---------- Information shown
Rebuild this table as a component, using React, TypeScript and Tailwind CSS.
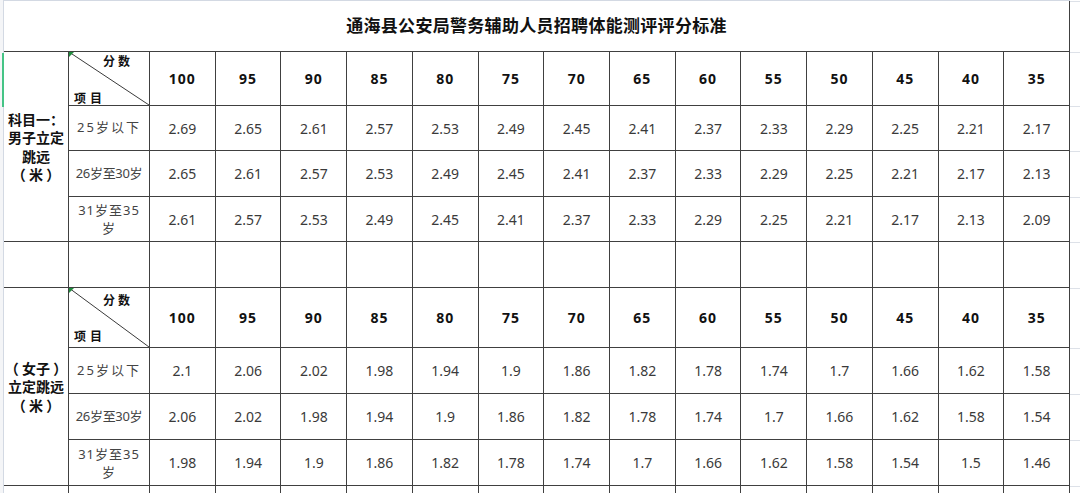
const scores = ['100', '95', '90', '85', '80', '75', '70', '65', '60', '55', '50', '45', '40', '35']

const male = [
  { label: '25岁以下', values: ['2.69', '2.65', '2.61', '2.57', '2.53', '2.49', '2.45', '2.41', '2.37', '2.33', '2.29', '2.25', '2.21', '2.17'] },
  { label: '26岁至30岁', values: ['2.65', '2.61', '2.57', '2.53', '2.49', '2.45', '2.41', '2.37', '2.33', '2.29', '2.25', '2.21', '2.17', '2.13'] },
  { label: '31岁至35岁', values: ['2.61', '2.57', '2.53', '2.49', '2.45', '2.41', '2.37', '2.33', '2.29', '2.25', '2.21', '2.17', '2.13', '2.09'] },
]

const female = [
  { label: '25岁以下', values: ['2.1', '2.06', '2.02', '1.98', '1.94', '1.9', '1.86', '1.82', '1.78', '1.74', '1.7', '1.66', '1.62', '1.58'] },
  { label: '26岁至30岁', values: ['2.06', '2.02', '1.98', '1.94', '1.9', '1.86', '1.82', '1.78', '1.74', '1.7', '1.66', '1.62', '1.58', '1.54'] },
  { label: '31岁至35岁', values: ['1.98', '1.94', '1.9', '1.86', '1.82', '1.78', '1.74', '1.7', '1.66', '1.62', '1.58', '1.54', '1.5', '1.46'] },
]

const stripRows = [2, 51, 54, 45, 46, 45, 46, 60, 46, 46, 46]

const cell = 'border-r border-b border-[#404040] flex items-center justify-center'

function AgeLabel({ label }: { label: string }) {
  if (label === '25岁以下') {
    return <span className="tracking-[2px] whitespace-nowrap">25岁以下</span>
  }
  if (label === '31岁至35岁') {
    return (
      <span className="text-center leading-[18px] tracking-[1px]">
        31岁至35
        <br />岁
      </span>
    )
  }
  return <span className="whitespace-nowrap tracking-[-0.3px]">{label}</span>
}

function DiagonalHeader({ tall }: { tall?: boolean }) {
  return (
    <div className="relative border-r border-b border-[#404040]">
      <svg className="absolute inset-0 h-full w-full" viewBox="0 0 80 54" preserveAspectRatio="none">
        <line x1="0" y1="0" x2="80" y2="54" stroke="#3a3a3a" strokeWidth="1" vectorEffect="non-scaling-stroke" />
      </svg>
      <svg className="absolute left-0 top-0 h-[5px] w-[5px]" viewBox="0 0 5 5">
        <polygon points="0,0 5,0 0,5" fill="#1e8a3c" />
      </svg>
      <div
        className={`absolute inset-0 flex flex-col justify-between text-[12px] font-bold leading-[13px] text-[#111] ${
          tall ? 'pt-[6px] pb-[4px]' : 'pt-[3px] pb-[0px]'
        }`}
      >
        <span className="self-end pr-[16px] tracking-[3px]">分数</span>
        <span className="self-start pl-[5px] tracking-[4px]">项目</span>
      </div>
    </div>
  )
}

function SubjectLines({ lines }: { lines: string[] }) {
  return (
    <div className="flex flex-col items-center font-['Noto_Sans_CJK_SC',sans-serif] [text-spacing-trim:space-all]">
      {lines.map((l) => (
        <span key={l} className="whitespace-pre">
          {l}
        </span>
      ))}
    </div>
  )
}

function Block({ rows, tall, subject }: { rows: typeof male; tall?: boolean; subject: string[] }) {
  return (
    <>
      <div className="row-span-4 border-r border-b border-[#404040] flex items-center justify-center text-center text-[14px] font-bold leading-[18.5px] text-[#111]">
        <SubjectLines lines={subject} />
      </div>
      <DiagonalHeader tall={tall} />
      {scores.map((s) => (
        <div key={s} className={`${cell} text-[14px] font-bold text-[#111] tracking-[1px]`}>
          {s}
        </div>
      ))}
      {rows.map((r) => (
        <div key={r.label} className="contents">
          <div className={`${cell} text-[13px] text-[#444]`}>
            <AgeLabel label={r.label} />
          </div>
          {r.values.map((v, i) => (
            <div key={i} className={`${cell} text-[14px] text-[#3a3a3a]`}>
              {v}
            </div>
          ))}
        </div>
      ))}
    </>
  )
}

function EmptyRow() {
  return (
    <>
      <div className="border-r border-b border-[#404040]" />
      <div className="border-r border-b border-[#404040]" />
      {scores.map((s) => (
        <div key={s} className="border-r border-b border-[#404040]" />
      ))}
    </>
  )
}

export default function App() {
  return (
    <div className="flex h-[493px] w-[1080px] overflow-hidden bg-white font-['Noto_Sans','Noto_Sans_CJK_SC',sans-serif]">
      <div className="flex w-[4px] flex-col bg-[#f4f5f7]">
        <div className="h-[53px] border-r border-[#d3d9e3]" />
        <div className="h-[54px] border-r-2 border-[#45c486]" />
        <div className="flex-1 border-r border-[#d3d9e3]" />
      </div>

      <div className="flex w-[1066px] flex-col">
        <div className="h-[2px] border-b border-[#d3d9e3]" />
        <div className="grid grid-cols-[65px_81px_repeat(14,minmax(0,1fr))] grid-rows-[51px_54px_45px_46px_45px_46px_60px_46px_46px_46px_46px]">
          <div className="col-span-16 border-r border-b border-[#404040] flex items-center justify-center text-[17px] font-bold text-[#111] tracking-[0.3px]">
            通海县公安局警务辅助人员招聘体能测评评分标准
          </div>

          <Block rows={male} subject={['科目一：', '男子立定', '跳远', '（ 米 ）']} />

          <EmptyRow />

          <Block rows={female} tall subject={['（ 女子 ）', '立定跳远', '（ 米 ）']} />

          <EmptyRow />
        </div>
      </div>

      <div className="flex w-[10px] flex-col">
        {stripRows.map((h, i) => (
          <div key={i} className="border-b border-[#dde1e8]" style={{ height: h }} />
        ))}
      </div>
    </div>
  )
}
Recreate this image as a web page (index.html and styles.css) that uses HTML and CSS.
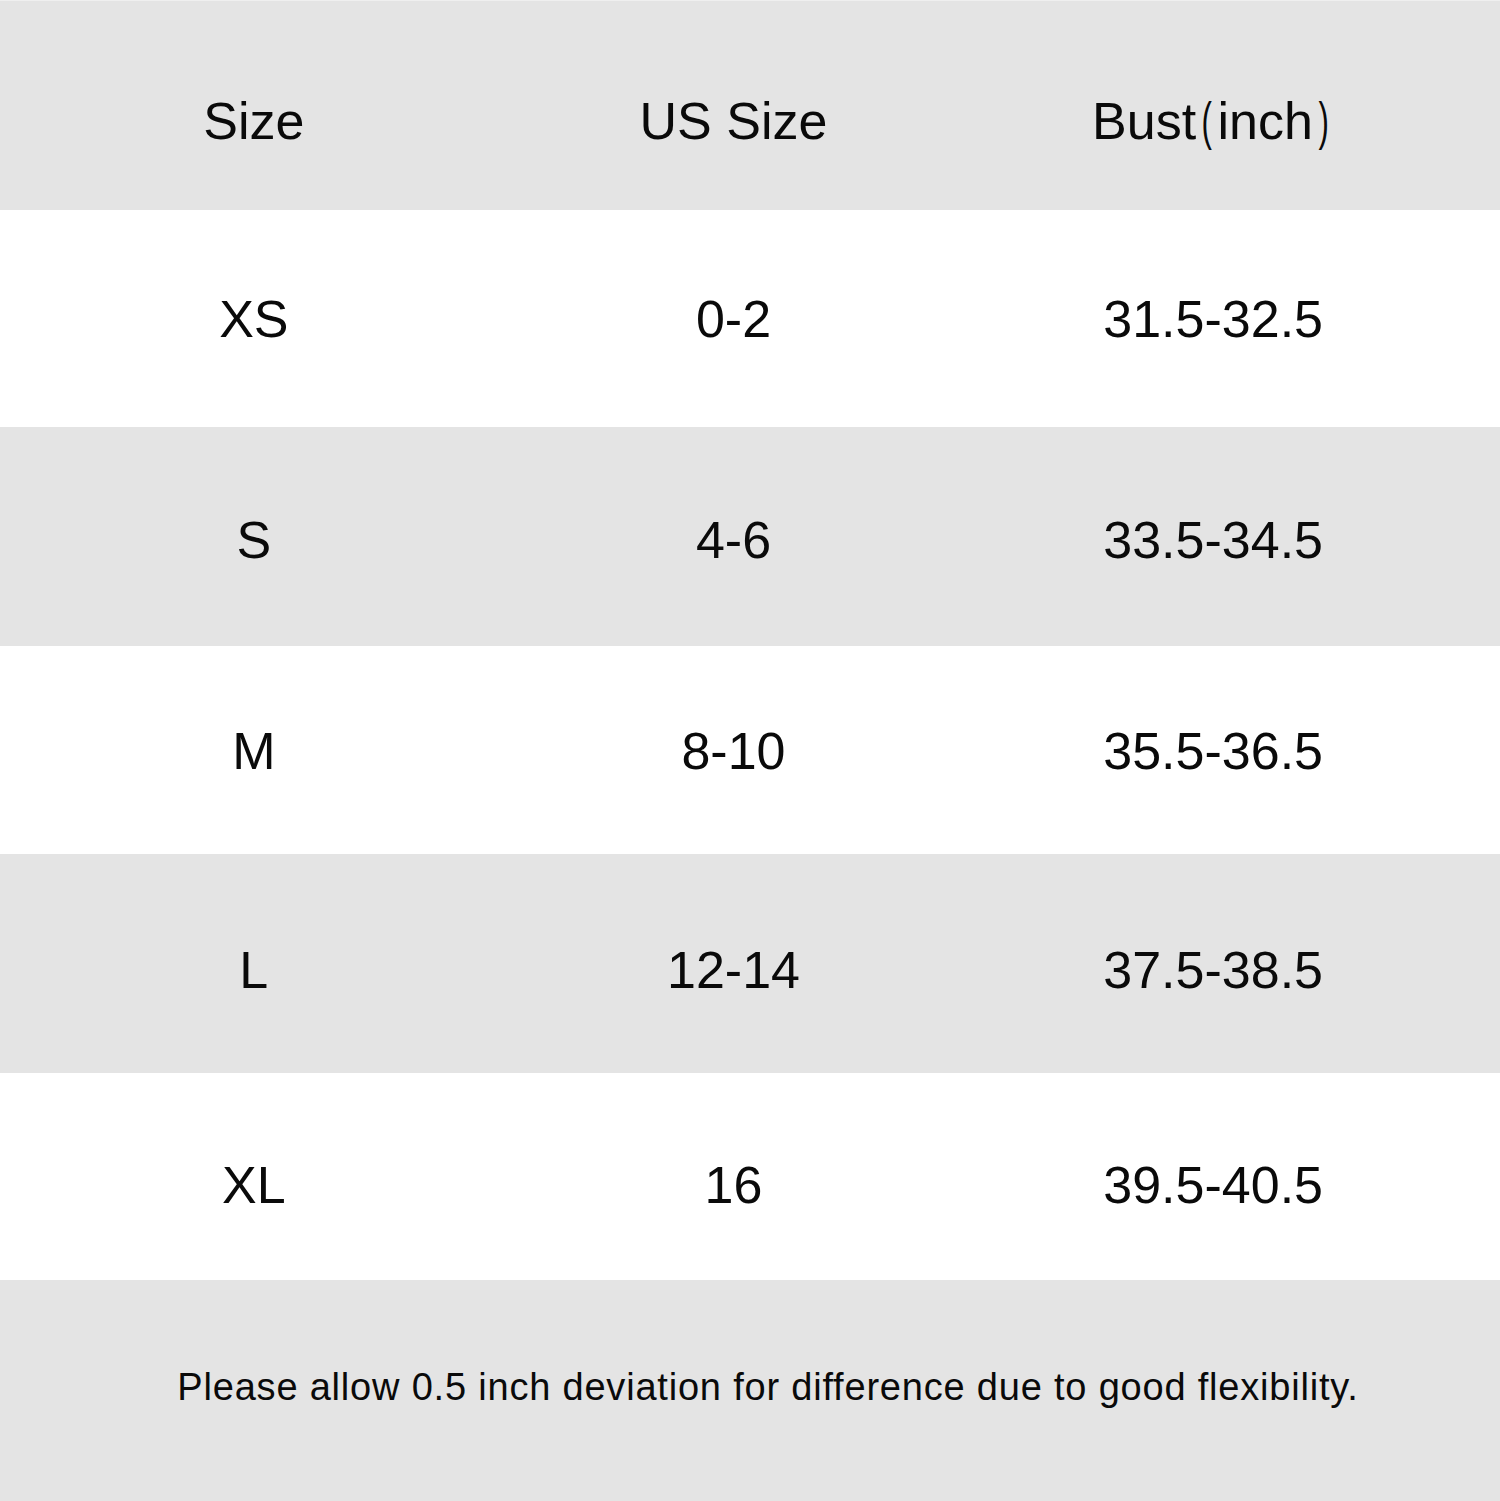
FILE: index.html
```html
<!DOCTYPE html>
<html lang="en">
<head>
<meta charset="utf-8">
<title>Size Chart</title>
<link rel="stylesheet" href="styles.css">
</head>
<body>
<div class="chart">
  <div class="row grey head">
    <div class="cell">Size</div>
    <div class="cell">US Size</div>
    <div class="cell">Bust<span class="paren">(</span>inch<span class="paren">)</span></div>
  </div>
  <div class="row white r-xs">
    <div class="cell">XS</div>
    <div class="cell">0-2</div>
    <div class="cell">31.5-32.5</div>
  </div>
  <div class="row grey r-s">
    <div class="cell">S</div>
    <div class="cell">4-6</div>
    <div class="cell">33.5-34.5</div>
  </div>
  <div class="row white r-m">
    <div class="cell">M</div>
    <div class="cell">8-10</div>
    <div class="cell">35.5-36.5</div>
  </div>
  <div class="row grey r-l">
    <div class="cell">L</div>
    <div class="cell">12-14</div>
    <div class="cell">37.5-38.5</div>
  </div>
  <div class="row white r-xl">
    <div class="cell">XL</div>
    <div class="cell">16</div>
    <div class="cell">39.5-40.5</div>
  </div>
  <div class="note grey">
    <p class="note-text">Please allow 0.5 inch deviation for difference due to good flexibility.</p>
  </div>
</div>
</body>
</html>
```

FILE: styles.css
```css
html, body {
  margin: 0;
  padding: 0;
  background: #ffffff;
}

.chart {
  width: 1500px;
  font-family: "Liberation Sans", Arial, Helvetica, sans-serif;
  color: #0a0a0a;
}

.grey { background: #e4e4e4; }
.white { background: #ffffff; }

.row {
  box-sizing: border-box;
  display: grid;
  grid-template-columns: repeat(3, 1fr);
  align-items: center;
  padding-left: 14px;
  padding-right: 47px;
  font-size: 52px;
  line-height: 1.15;
}

.cell {
  text-align: center;
  white-space: nowrap;
}

.paren {
  font-weight: 300;
  margin: 0 2px;
  display: inline-block;
  transform: scaleX(0.6);
}

.head {
  height: 210px;
  padding-top: 32px;
  border-top: 1px solid #efefef;
}
.r-xs { height: 217px; padding-top: 2px; }
.r-s { height: 219px; padding-top: 8px; }
.r-m { height: 208px; padding-top: 3px; }
.r-l { height: 219px; padding-top: 14px; }
.r-xl { height: 207px; padding-top: 19px; }

.note {
  box-sizing: border-box;
  height: 221px;
  display: flex;
  align-items: center;
  justify-content: center;
  padding-bottom: 6px;
  padding-left: 36px;
}

.note-text {
  margin: 0;
  font-size: 38px;
  letter-spacing: 0.8px;
  line-height: 1.15;
  white-space: nowrap;
}
```
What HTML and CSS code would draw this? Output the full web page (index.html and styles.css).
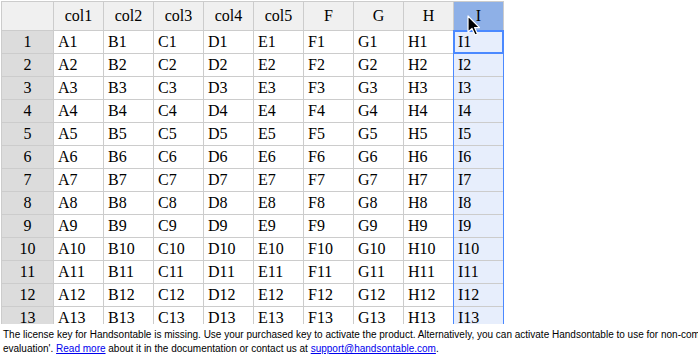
--------------------
» **Your objective**
From the entries above, copy every line containing the word "page".

» **Finished task**
Recreate this image as a web page (index.html and styles.css) that uses HTML and CSS.
What HTML and CSS code would draw this? Output the full web page (index.html and styles.css).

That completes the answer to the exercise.